Le risque est simple : que les joueurs associent durablement la licence à une expérience frustrante sur PC, malgré ses qualités intrinsèques. La solution ne réside pas dans le sarcasme, mais dans le travail technique et la transparence. Gearbox a déjà publié un premier patch et un guide d’optimisation NVIDIA. D’autres mises à jour suivront. Mais pour regagner la confiance, il faudra démontrer que l’équipe est à l’écoute et capable d’améliorer concrètement la stabilité du jeu.
La communauté PC n’attend pas l’impossible. Elle sait qu’un AAA moderne est gourmand. Mais elle réclame une optimisation proportionnelle au marché réel, c’est-à-dire aux machines équipées de RTX 3060/4060, 16-32 Go de RAM et écran 1080p/1440p. Tant que ces configurations rencontrent des difficultés, les critiques persisteront.

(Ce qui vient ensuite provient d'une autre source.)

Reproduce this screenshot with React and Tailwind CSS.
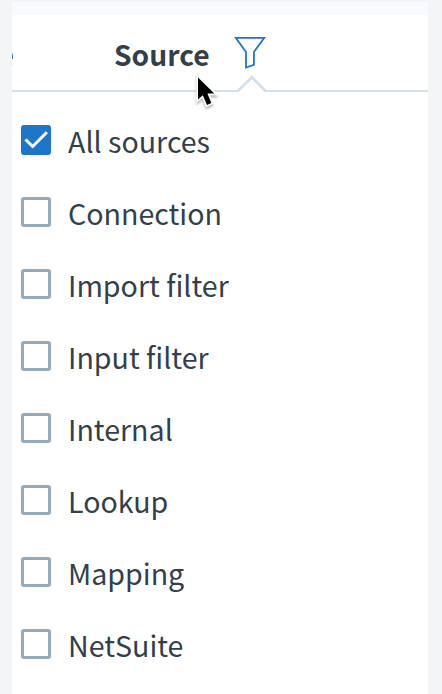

La controverse autour de Borderlands 4 illustre parfaitement la tension permanente entre ambition technologique et réalité du marché PC. Randy Pitchford, en parlant de « jeu premium pour joueurs premium », a voulu valoriser son produit. Mais ses propos, teintés de mépris et de sarcasme, ont accentué le fossé avec la communauté.
Les chiffres Steam le prouvent : en 2025, le joueur moyen dispose d’un matériel milieu de gamme moderne, loin d’être obsolète. Si Borderlands 4 peine à s’y adapter, le problème n’est pas chez le joueur, mais dans l’équilibre entre optimisation et exigences techniques.
Gearbox a encore l’occasion de rectifier le tir avec des correctifs et une communication plus humble. Car au-delà des polémiques, un fait demeure : Borderlands 4 est un jeu attendu, massivement joué, et capable de redevenir une référence si sa technique rejoint l’enthousiasme de son public. Si les développeurs ne souhaitent pas revoir leurs ambitions à la baisse, il faut qu’ils proposent des outils et des optimisations adaptés au marché réel du hardware PC.